Challenge:
Reproduce every line in the listing that contains the word "React".

Entries with page source code:
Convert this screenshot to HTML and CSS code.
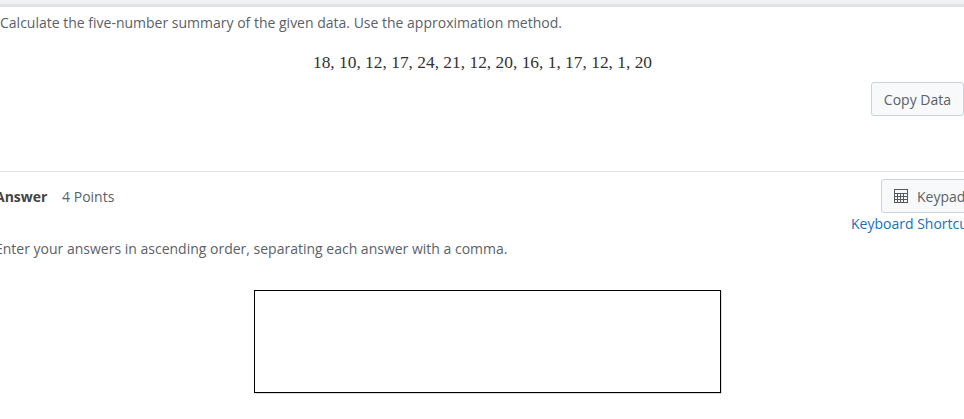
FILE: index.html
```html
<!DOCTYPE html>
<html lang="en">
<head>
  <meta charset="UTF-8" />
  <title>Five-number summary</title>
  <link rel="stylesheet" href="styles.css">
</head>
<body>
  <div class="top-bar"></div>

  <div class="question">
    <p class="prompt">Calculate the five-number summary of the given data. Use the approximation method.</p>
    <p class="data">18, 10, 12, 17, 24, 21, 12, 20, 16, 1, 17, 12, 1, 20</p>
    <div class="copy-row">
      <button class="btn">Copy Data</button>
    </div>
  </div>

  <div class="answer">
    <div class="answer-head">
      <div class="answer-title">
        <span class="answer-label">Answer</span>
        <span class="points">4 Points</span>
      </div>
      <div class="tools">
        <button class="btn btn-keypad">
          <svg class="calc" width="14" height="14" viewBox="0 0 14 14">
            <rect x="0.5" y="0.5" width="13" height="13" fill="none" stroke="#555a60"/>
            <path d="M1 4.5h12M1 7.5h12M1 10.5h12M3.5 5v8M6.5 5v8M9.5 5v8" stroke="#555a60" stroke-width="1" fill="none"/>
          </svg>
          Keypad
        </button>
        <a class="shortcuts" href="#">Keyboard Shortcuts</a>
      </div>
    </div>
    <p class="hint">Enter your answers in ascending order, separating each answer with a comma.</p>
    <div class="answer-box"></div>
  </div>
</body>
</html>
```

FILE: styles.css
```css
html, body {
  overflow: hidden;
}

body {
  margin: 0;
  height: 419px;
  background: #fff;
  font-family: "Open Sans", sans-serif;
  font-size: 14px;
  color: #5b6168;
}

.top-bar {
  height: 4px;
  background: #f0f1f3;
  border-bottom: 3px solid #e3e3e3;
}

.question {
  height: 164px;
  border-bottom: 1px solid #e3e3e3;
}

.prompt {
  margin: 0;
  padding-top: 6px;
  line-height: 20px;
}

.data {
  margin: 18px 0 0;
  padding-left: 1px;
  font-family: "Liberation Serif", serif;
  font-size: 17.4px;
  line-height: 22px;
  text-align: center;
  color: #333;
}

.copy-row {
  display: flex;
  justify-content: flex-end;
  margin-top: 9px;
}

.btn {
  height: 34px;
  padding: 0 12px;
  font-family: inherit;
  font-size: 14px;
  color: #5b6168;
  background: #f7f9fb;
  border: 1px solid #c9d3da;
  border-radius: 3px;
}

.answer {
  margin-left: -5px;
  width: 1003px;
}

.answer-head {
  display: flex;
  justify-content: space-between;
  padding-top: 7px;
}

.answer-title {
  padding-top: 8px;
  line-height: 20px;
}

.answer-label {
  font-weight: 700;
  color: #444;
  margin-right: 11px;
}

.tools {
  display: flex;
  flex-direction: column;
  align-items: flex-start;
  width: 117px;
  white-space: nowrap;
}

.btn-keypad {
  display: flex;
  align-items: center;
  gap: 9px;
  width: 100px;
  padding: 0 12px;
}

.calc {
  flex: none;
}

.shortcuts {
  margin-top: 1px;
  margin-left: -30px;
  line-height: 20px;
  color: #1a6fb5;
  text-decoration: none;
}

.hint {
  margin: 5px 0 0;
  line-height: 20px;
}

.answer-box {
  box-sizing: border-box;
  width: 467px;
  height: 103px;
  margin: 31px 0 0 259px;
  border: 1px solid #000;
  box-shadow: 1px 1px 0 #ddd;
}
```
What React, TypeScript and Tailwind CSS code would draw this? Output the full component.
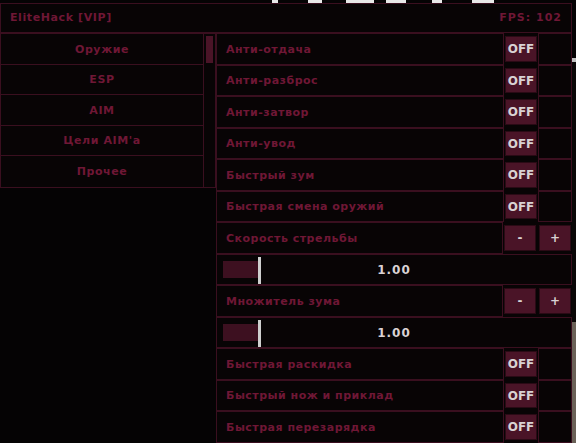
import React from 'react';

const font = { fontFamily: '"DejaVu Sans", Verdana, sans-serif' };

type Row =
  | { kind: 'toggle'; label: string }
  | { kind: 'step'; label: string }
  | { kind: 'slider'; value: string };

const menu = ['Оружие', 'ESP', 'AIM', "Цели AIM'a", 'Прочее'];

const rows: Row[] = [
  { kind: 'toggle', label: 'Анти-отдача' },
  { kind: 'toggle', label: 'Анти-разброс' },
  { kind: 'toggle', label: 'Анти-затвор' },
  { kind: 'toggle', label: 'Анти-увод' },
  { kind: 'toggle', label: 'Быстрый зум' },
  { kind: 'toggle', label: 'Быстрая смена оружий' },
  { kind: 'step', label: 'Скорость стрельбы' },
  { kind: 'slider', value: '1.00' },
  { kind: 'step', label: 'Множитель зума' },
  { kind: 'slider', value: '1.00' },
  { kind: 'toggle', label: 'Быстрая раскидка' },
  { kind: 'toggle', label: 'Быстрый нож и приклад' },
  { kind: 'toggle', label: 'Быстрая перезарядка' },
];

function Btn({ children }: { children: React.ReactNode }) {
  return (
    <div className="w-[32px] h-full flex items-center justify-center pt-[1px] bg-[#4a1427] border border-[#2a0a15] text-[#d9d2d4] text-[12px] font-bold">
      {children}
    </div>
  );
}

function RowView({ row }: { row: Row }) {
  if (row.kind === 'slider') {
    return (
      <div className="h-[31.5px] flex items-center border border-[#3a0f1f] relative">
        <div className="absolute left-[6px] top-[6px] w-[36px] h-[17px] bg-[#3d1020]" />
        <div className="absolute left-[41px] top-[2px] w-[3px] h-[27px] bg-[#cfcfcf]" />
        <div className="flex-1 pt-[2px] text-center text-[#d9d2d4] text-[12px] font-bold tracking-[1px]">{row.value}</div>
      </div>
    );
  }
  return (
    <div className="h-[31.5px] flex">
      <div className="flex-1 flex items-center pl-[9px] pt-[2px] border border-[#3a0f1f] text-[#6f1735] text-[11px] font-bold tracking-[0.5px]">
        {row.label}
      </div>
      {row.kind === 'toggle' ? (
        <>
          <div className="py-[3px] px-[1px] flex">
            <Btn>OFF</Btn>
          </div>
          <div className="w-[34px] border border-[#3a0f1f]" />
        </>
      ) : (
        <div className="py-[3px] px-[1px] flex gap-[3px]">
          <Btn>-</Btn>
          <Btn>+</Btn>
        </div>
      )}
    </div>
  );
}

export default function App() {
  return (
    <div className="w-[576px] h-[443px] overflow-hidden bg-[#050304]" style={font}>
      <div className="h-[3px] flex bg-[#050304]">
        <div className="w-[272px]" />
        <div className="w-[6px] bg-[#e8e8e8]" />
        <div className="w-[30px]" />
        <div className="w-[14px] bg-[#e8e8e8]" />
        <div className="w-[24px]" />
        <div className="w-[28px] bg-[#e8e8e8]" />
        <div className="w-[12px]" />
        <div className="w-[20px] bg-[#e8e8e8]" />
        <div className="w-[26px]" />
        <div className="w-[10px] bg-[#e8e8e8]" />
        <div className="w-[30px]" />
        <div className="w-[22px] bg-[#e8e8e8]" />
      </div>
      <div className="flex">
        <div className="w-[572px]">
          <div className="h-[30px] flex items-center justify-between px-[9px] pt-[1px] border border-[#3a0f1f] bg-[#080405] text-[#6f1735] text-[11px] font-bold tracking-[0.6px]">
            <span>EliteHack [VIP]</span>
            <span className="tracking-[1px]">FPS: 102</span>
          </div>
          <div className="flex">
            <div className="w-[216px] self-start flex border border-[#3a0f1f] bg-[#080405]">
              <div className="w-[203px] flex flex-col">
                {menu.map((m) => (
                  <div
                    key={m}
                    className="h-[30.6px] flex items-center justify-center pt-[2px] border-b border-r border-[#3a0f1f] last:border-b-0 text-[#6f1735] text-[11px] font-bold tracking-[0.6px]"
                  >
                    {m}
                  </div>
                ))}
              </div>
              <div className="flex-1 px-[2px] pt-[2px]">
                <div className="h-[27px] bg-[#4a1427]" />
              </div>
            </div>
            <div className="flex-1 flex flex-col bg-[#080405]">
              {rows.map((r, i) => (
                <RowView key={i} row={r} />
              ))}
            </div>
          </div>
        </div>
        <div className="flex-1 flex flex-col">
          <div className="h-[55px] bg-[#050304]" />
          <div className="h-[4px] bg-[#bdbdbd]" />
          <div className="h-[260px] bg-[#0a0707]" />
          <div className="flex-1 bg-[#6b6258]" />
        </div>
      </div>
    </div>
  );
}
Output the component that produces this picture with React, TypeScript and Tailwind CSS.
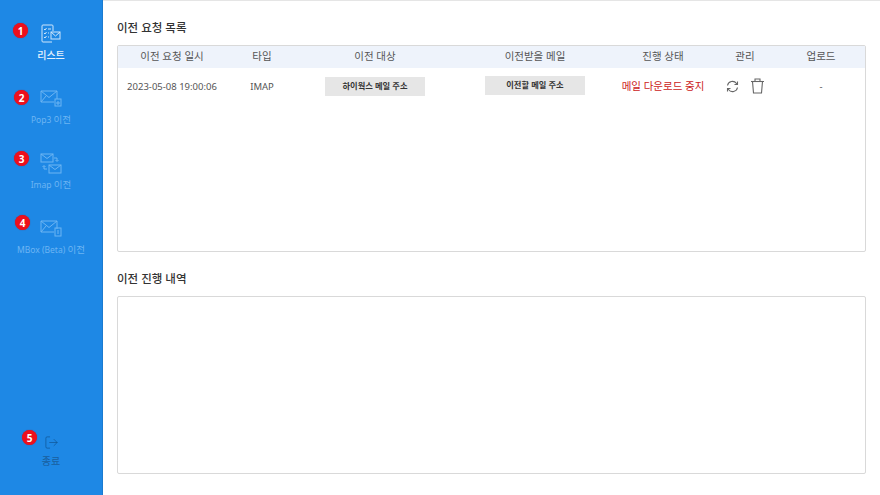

Problem solution:
What React, TypeScript and Tailwind CSS code would draw this? Output the full component.
import React from 'react';
function Btn({ children }: { children: React.ReactNode }) {
Output the component that produces this picture with React, TypeScript and Tailwind CSS.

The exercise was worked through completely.